CSKA Moscow's Uefa Cup victory will herald a new dawn in Russian football, says CSKA coach Valery Gazzayev.
Thousands took to the streets in Moscow to celebrate the 3-1 win in Lisbon that sealed Russia's first European trophy.
"It's is a great achievement of Russian football," said Gazzayev, who believes it is also proof a Russian side could reach the Champions League final.
"I'm proud of my players, I'm proud of our fans and I'm proud of my country."
The country's prime minister Mikhail Fradkov also joined the celebratory mood saying: "I would like to congratulate the CSKA players and coaches along with all Russian football lovers for a historic win."
Boris Gryzlov, speaker of the lower house of parliament, even suggested that 18 May could forever now be known as "The Day of Russian Soccer."
"People will be going to stadiums and seeing the appearance of new soccer idols," he said.
Gazzayev said it was a "landmark" for Russian football.
"Now every child in Russian youth football schools will know what to work for and what to dream about and will know those dreams can become true," he said.
"This...will give the nation the belief to go on and win more things at both club and international level.

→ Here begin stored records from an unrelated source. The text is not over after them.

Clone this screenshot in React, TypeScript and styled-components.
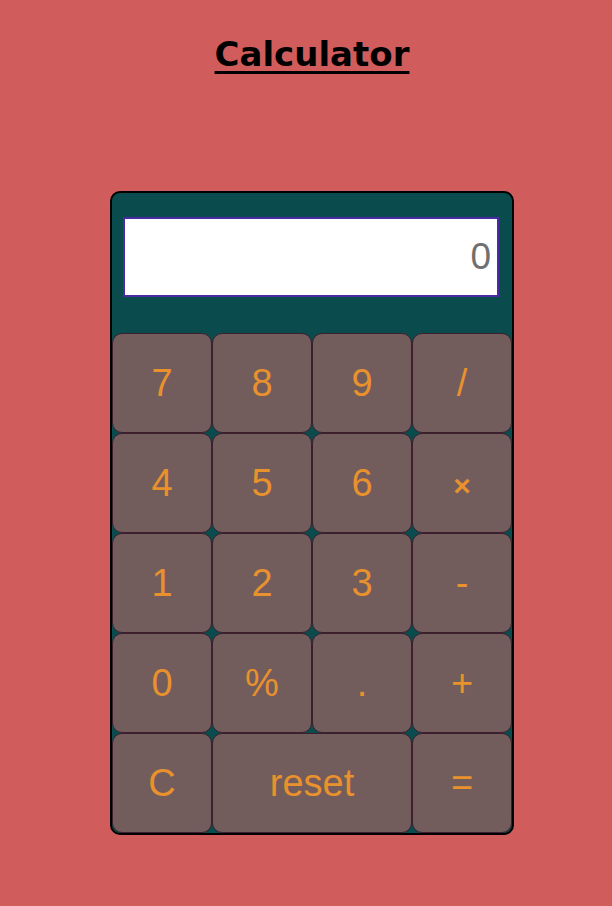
import React from "react";
import styled, { createGlobalStyle } from "styled-components";

const Global = createGlobalStyle`
  html, body {
    margin: 0;
    padding: 0;
    background: #d05d5c;
  }
  body {
    font-family: "Liberation Sans", Arial, sans-serif;
  }
`;

const Page = styled.div`
  display: flex;
  flex-direction: column;
  align-items: center;
  min-height: 906px;
  padding-left: 12px;
`;

const Title = styled.h1`
  margin: 35px 0 0;
  font-family: "DejaVu Sans", "Liberation Sans", sans-serif;
  font-weight: 700;
  font-size: 34px;
  line-height: 39px;
  color: #000;
  text-decoration: underline;
  text-decoration-thickness: 3px;
  text-underline-offset: 5px;
`;

const Calc = styled.div`
  margin-top: 117px;
  width: 400px;
  background: #0a4c4e;
  border: 2px solid #000;
  border-radius: 10px;
  overflow: hidden;
  display: flex;
  flex-direction: column;
`;

const Display = styled.div`
  box-sizing: border-box;
  margin: 24px 13px 36px 11px;
  height: 80px;
  background: #fff;
  border: 2px solid #4a2ba6;
  display: flex;
  align-items: center;
  justify-content: flex-end;
  padding-right: 6px;
  font-size: 37px;
  color: #707070;
`;

const Keys = styled.div`
  display: grid;
  grid-template-columns: repeat(4, 100px);
  grid-auto-rows: 100px;
`;

const Key = styled.button<{ $span?: number }>`
  grid-column: span ${(p) => p.$span ?? 1};
  box-sizing: border-box;
  margin: 0;
  background: #735c5c;
  border: 1px solid #3d1f2e;
  border-radius: 10px;
  color: #e8912d;
  font-family: "Liberation Sans", Arial, sans-serif;
  font-size: 38px;
  padding: 0;
  cursor: pointer;
`;

const Times = styled.span`
  font-weight: 700;
  font-size: 30px;
`;

const keys: { id: string; label: React.ReactNode; span?: number }[] = [
  { id: "7", label: "7" }, { id: "8", label: "8" }, { id: "9", label: "9" }, { id: "/", label: "/" },
  { id: "4", label: "4" }, { id: "5", label: "5" }, { id: "6", label: "6" }, { id: "x", label: <Times>×</Times> },
  { id: "1", label: "1" }, { id: "2", label: "2" }, { id: "3", label: "3" }, { id: "-", label: "-" },
  { id: "0", label: "0" }, { id: "%", label: "%" }, { id: ".", label: "." }, { id: "+", label: "+" },
  { id: "C", label: "C" }, { id: "reset", label: "reset", span: 2 }, { id: "=", label: "=" },
];

export default function App() {
  return (
    <Page>
      <Global />
      <Title>Calculator</Title>
      <Calc>
        <Display>0</Display>
        <Keys>
          {keys.map((k) => (
            <Key key={k.id} $span={k.span}>
              {k.label}
            </Key>
          ))}
        </Keys>
      </Calc>
    </Page>
  );
}
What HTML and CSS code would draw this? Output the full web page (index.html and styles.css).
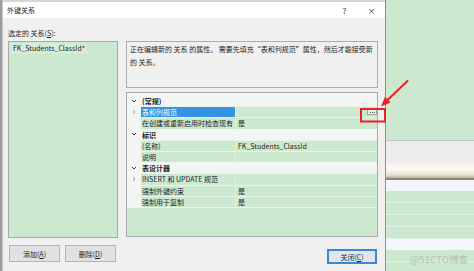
FILE: index.html
```html
<!DOCTYPE html>
<html lang="zh-CN">
<head>
  <meta charset="UTF-8">
  <title>外键关系</title>
  <link rel="stylesheet" href="styles.css">
</head>
<body>
  <div class="edge"></div>

  <div class="dialog">
    <div class="titlebar">
      <span class="title">外键关系</span>
      <span class="tb-btn">?</span>
      <span class="tb-btn">×</span>
    </div>

    <div class="dialog-body">
      <div class="left-col">
        <div class="label">选定的 关系(<u>S</u>):</div>
        <div class="listbox">
          <div class="list-item">FK_Students_ClassId*</div>
        </div>
        <div class="btn-row">
          <button class="btn">添加(<u>A</u>)</button>
          <button class="btn">删除(<u>D</u>)</button>
        </div>
      </div>

      <div class="right-col">
        <div class="desc">
          <div class="desc-line">正在编辑新的 关系 的属性。 需要先填充“表和列规范”属性，然后才能接受新</div>
          <div class="desc-line">的 关系。</div>
        </div>

        <div class="grid">
          <div class="row cat">
            <span class="exp"><svg class="chev" viewBox="0 0 6 4"><path d="M1 1l2 2 2-2"/></svg></span>
            <span class="name">(常规)</span>
          </div>
          <div class="row">
            <span class="exp"><svg class="arrow" viewBox="0 0 4 6"><path d="M1 1l2 2-2 2"/></svg></span>
            <span class="name sel">表和列规范</span>
            <span class="val val-btn">
              <span class="dots"><svg viewBox="0 0 7 3"><rect x="1" y="1" width="1" height="1"/><rect x="3" y="1" width="1" height="1"/><rect x="5" y="1" width="1" height="1"/></svg></span>
            </span>
          </div>
          <div class="row">
            <span class="exp"></span>
            <span class="name">在创建或重新启用时检查现有</span>
            <span class="val">是</span>
          </div>
          <div class="row cat">
            <span class="exp"><svg class="chev" viewBox="0 0 6 4"><path d="M1 1l2 2 2-2"/></svg></span>
            <span class="name">标识</span>
          </div>
          <div class="row">
            <span class="exp"></span>
            <span class="name">(名称)</span>
            <span class="val">FK_Students_ClassId</span>
          </div>
          <div class="row">
            <span class="exp"></span>
            <span class="name">说明</span>
            <span class="val"></span>
          </div>
          <div class="row cat">
            <span class="exp"><svg class="chev" viewBox="0 0 6 4"><path d="M1 1l2 2 2-2"/></svg></span>
            <span class="name">表设计器</span>
          </div>
          <div class="row">
            <span class="exp"><svg class="arrow" viewBox="0 0 4 6"><path d="M1 1l2 2-2 2"/></svg></span>
            <span class="name">INSERT 和 UPDATE 规范</span>
            <span class="val"></span>
          </div>
          <div class="row">
            <span class="exp"></span>
            <span class="name">强制外键约束</span>
            <span class="val">是</span>
          </div>
          <div class="row">
            <span class="exp"></span>
            <span class="name">强制用于复制</span>
            <span class="val">是</span>
          </div>
          <div class="grid-fill"></div>
        </div>

        <div class="footer">
          <button class="btn btn-default">关闭(<u>C</u>)</button>
        </div>
      </div>
    </div>
  </div>

  <div class="backdrop">
    <div class="band green-top"></div>
    <div class="band gray"></div>
    <div class="band cream"></div>
    <div class="band pale"></div>
    <div class="band green-row"></div>
    <div class="band green-row"></div>
    <div class="band green-row"></div>
    <div class="band green-row"></div>
    <div class="band pale"></div>
    <div class="band green-row"></div>
    <div class="band green-rest"></div>
    <div class="watermark">@51CTO博客</div>
  </div>

  <!-- red annotation over the "..." button -->
  <svg class="annot" viewBox="0 0 474 271">
    <rect x="361" y="109" width="24" height="12.5" fill="none" stroke="#e3242b" stroke-width="2"/>
    <line x1="407.5" y1="81" x2="388" y2="99.5" stroke="#e3242b" stroke-width="2" stroke-linecap="round"/>
    <polygon points="381,106.5 385,96.8 390.6,102.4" fill="#e3242b"/>
  </svg>
</body>
</html>
```

FILE: styles.css
```css
body {
  margin: 0;
  width: 474px;
  height: 271px;
  overflow: hidden;
  display: flex;
  position: relative;
  font-family: "Noto Sans CJK SC", "Noto Sans", sans-serif;
  font-size: 7px;
  color: #1e1e1e;
  background: #cce8cf;
}

.edge {
  width: 2px;
  background: #9a9d9b;
}

.dialog {
  width: 382px;
  display: flex;
  flex-direction: column;
  background: #f0f0f0;
  border-left: 1px solid #c9c9c9;
  border-right: 1px solid #8f8f8f;
}

.titlebar {
  height: 16px;
  display: flex;
  align-items: center;
  background: #ffffff;
  border-top: 2px solid #d6d6d6;
}

.title {
  flex: 1;
  padding-left: 4px;
  line-height: 16px;
}

.tb-btn {
  width: 27px;
  text-align: center;
  font-size: 8px;
  color: #333;
}

.dialog-body {
  flex: 1;
  display: flex;
  gap: 8px;
  padding: 0 7px 0 5px;
}

.left-col {
  width: 110px;
  display: flex;
  flex-direction: column;
  padding-top: 10px;
}

.label {
  line-height: 10px;
  height: 10px;
  margin-bottom: 3px;
}

.listbox {
  height: 197px;
  box-sizing: border-box;
  background: #cce8cf;
  border: 1px solid #a6aba7;
  padding: 1px 2px;
}

.list-item {
  display: inline-block;
  padding: 0 2px;
  line-height: 11px;
  background: #d6ecd8;
}

.btn-row {
  display: flex;
  gap: 5px;
  margin-top: 7px;
  padding-left: 1px;
}

.btn {
  width: 51px;
  height: 17px;
  padding: 0;
  font-family: inherit;
  font-size: 7px;
  color: #1e1e1e;
  background: #e1e1e1;
  border: 1px solid #b4b4b4;
}

.right-col {
  flex: 1;
  display: flex;
  flex-direction: column;
  padding-top: 23px;
}

.desc {
  height: 47px;
  box-sizing: border-box;
  border: 1px solid #acacac;
  background: #f0f0f0;
  padding: 1px 3px;
}

.desc-line {
  white-space: nowrap;
  line-height: 12.5px;
}

.grid {
  height: 145px;
  box-sizing: border-box;
  margin-top: 4px;
  border: 1px solid #a9a9a9;
  background: #f3f5f3;
  padding-top: 2px;
  display: flex;
  flex-direction: column;
}

.row {
  display: grid;
  grid-template-columns: 14px 94px 1fr;
  height: 11.2px;
  line-height: 10.2px;
}

.row > span {
  box-sizing: border-box;
  white-space: nowrap;
  overflow: hidden;
}

.exp {
  display: flex;
  align-items: center;
  justify-content: center;
}

.chev {
  width: 6px;
  height: 4px;
  fill: none;
  stroke: #3c3c3c;
  stroke-width: 1;
}

.arrow {
  width: 4px;
  height: 6px;
  fill: none;
  stroke: #9a9a9a;
  stroke-width: 1;
}

.name,
.val {
  background: #cce8cf;
  border-top: 1px solid #e9f4ea;
  padding-left: 1px;
}

.val {
  border-left: 1px solid #e2f0e3;
  padding-left: 2px;
}

.val-btn {
  display: flex;
  justify-content: flex-end;
  align-items: center;
}

.dots {
  width: 10px;
  height: 6px;
  box-sizing: border-box;
  display: flex;
  align-items: center;
  justify-content: center;
  background: #ececec;
  border: 1px solid #a3a3a3;
}

.dots svg {
  width: 7px;
  height: 3px;
  fill: #555;
}

.name.sel {
  background: #3592e0;
  color: #ffffff;
}

.cat .name {
  grid-column: 2 / 4;
  background: #f3f5f3;
  border-top: 1px solid #f3f5f3;
  font-weight: bold;
}

.grid-fill {
  flex: 1;
  background: #cce8cf;
  border-top: 1px solid #e9f4ea;
}

.footer {
  display: flex;
  justify-content: flex-end;
  margin-top: 12px;
  padding-right: 1px;
}

.btn-default {
  width: 50px;
  height: 15px;
  border: 2px solid #3d86d3;
  background: #e3e6e9;
}

.backdrop {
  flex: 1;
  display: flex;
  flex-direction: column;
  position: relative;
}

.band {
  flex-shrink: 0;
}

.green-top {
  height: 140px;
  background: #cce8cf;
  border-bottom: 1px solid #c2c4c2;
}

.gray {
  height: 22px;
  background: #ececec;
}

.cream {
  height: 15px;
  background: linear-gradient(#f3f1ea, #fbfaf3 45%, #e6e1d2 80%, #b7ae9b);
  border-bottom: 2px solid #8c8474;
}

.pale {
  height: 11px;
  background: #f3f6fa;
}

.green-row {
  height: 11px;
  background: #cce8cf;
  border-bottom: 1px solid #e3f1e4;
}

.green-rest {
  flex: 1;
  background: #cce8cf;
}

.watermark {
  position: absolute;
  left: 24px;
  bottom: 5px;
  font-size: 9.5px;
  color: #b4bdb5;
  letter-spacing: 0.2px;
}

.annot {
  position: absolute;
  left: 0;
  top: 0;
  width: 474px;
  height: 271px;
  pointer-events: none;
}
```
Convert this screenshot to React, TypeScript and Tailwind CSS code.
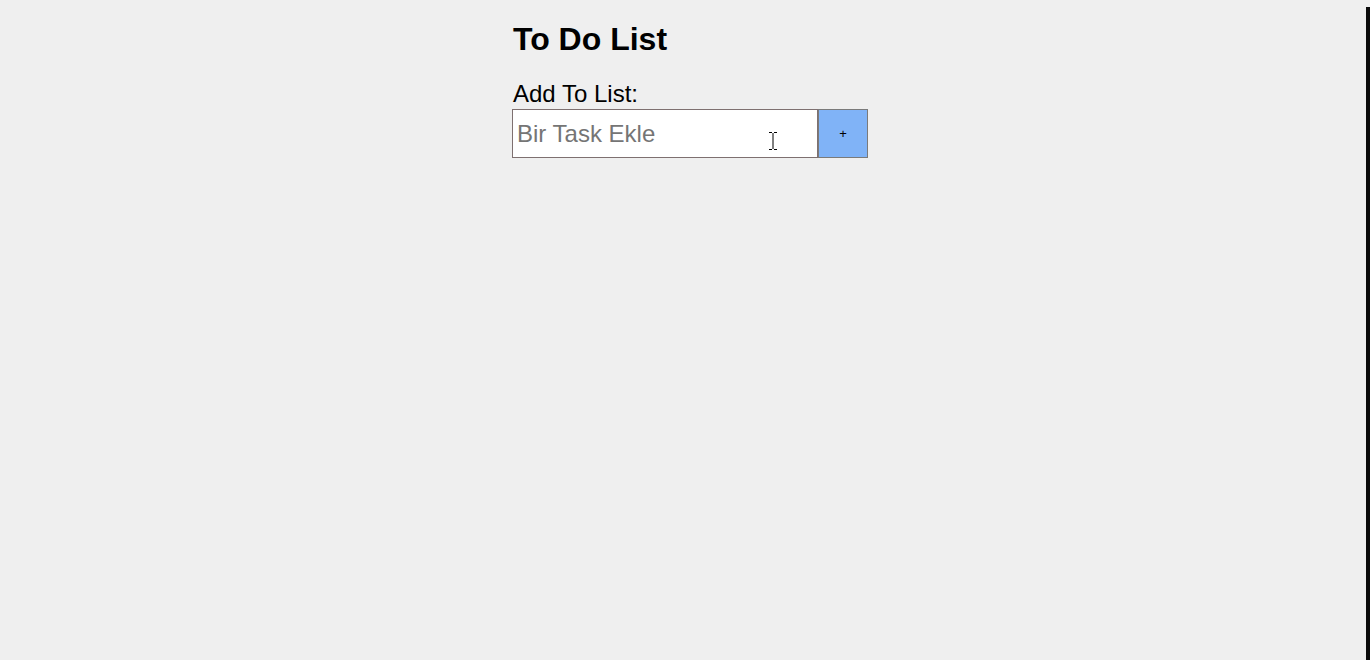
import { useState } from "react";

const App = () => {
  const [task, setTask] = useState<string>(""); // current input
  const [tasks, setTasks] = useState<string[]>([]);

  const handleAdd = () => {
    if (!task.trim()) return;
    setTasks([...tasks, task.trim()]);
    setTask("");
  };

  return (
    <div className="min-h-screen bg-[#efefef] flex font-['Liberation_Sans',Arial,sans-serif]">
      <div className="flex-1">
        <div className="ml-[512px] pt-[21px]">
          <h1 className="ml-[1px] text-[32px] leading-[37px] font-bold text-black">To Do List</h1>
          <label htmlFor="task" className="block mt-[22px] ml-[1px] text-[24px] leading-[28px] text-black">
            Add To List:
          </label>
          <div className="flex mt-[1px] relative">
            <input
              id="task"
              type="text"
              value={task}
              onChange={(e) => setTask(e.target.value)}
              placeholder="Bir Task Ekle"
              className="w-[306px] h-[49px] px-[4px] text-[24px] bg-white border border-[#7e7070] outline-none placeholder:text-[#757575] text-black"
            />
            <button
              onClick={handleAdd}
              className="w-[50px] h-[49px] bg-[#80b3f7] border border-[#7a7a7a] text-[13px] text-black flex items-center justify-center"
            >
              +
            </button>
            {/* mouse cursor over the input */}
            <svg
              className="absolute left-[256px] top-[22px] pointer-events-none"
              width="10"
              height="20"
              viewBox="0 0 10 20"
            >
              <path d="M1 1.5h3M6 1.5h3M5 2v16M1 18.5h3M6 18.5h3" stroke="#000" strokeWidth="1" fill="none" />
            </svg>
          </div>
          <ul className="mt-4">
            {tasks.map((t, i) => (
              <li key={i} className="text-[20px] text-black">
                {t}
              </li>
            ))}
          </ul>
        </div>
      </div>
      <div className="w-[4px] mt-[7px] bg-[#0b0b0b]" />
    </div>
  );
};

export default App;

"I hope the next medal I pick up will be a Champions League one," he said.
Powered by a £29m sponsorship deal with Russian oil company Sibneft, of which Chelsea's billionaire owner Roman Abramovich is still the majority shareholder, CSKA only just failed to make it into the knockout rounds of this season's Champions League.
Delirious Russian fans celebrate the Uefa Cup win in Lisbon
Having come through a second qualifying-round tie against Azerbaijan's Neftchi Baku in July, CSKA were paired with Porto, Chelsea and Paris St Germain.
A 3-1 win over the French side in their final game did not prove quite enough - Porto's last-gasp win over Chelsea putting the Portuguese side through and leaving CSKA to settle for a place in the last 32 of the Uefa Cup.
As a result, captain Sergei Semak left for Paris St Germain and Czech midfielder Jiri Jarosik joined Chelsea.
The team also had to cope with the departure of homesick Brazilian striker Vagner Love, though he later returned, and it was his goals, capped by the third against Sporting, that helped CSKA seal their Uefa Cup success.
Since the fall of the Soviet Union, Russian teams have endured lean times.
The national side has never advanced past the first stage of the World Cup or European Championship, while club sides have continued a barren run in Europe.
But there are also signs the growing financial muscle of Russian clubs means they can attract top players.
Last week Dynamo Moscow splashed out £14m ($25.7m) to sign Porto pair Maniche and Costinha, who joined their former team-mate Derlei in the Russian capital.
Spartak paid £8.2m (12m euros) for talented young Argentine Fernando Cavenaghi and Lokomotiv brought home Russia striker Dmitri Sychev from Olympique Marseille.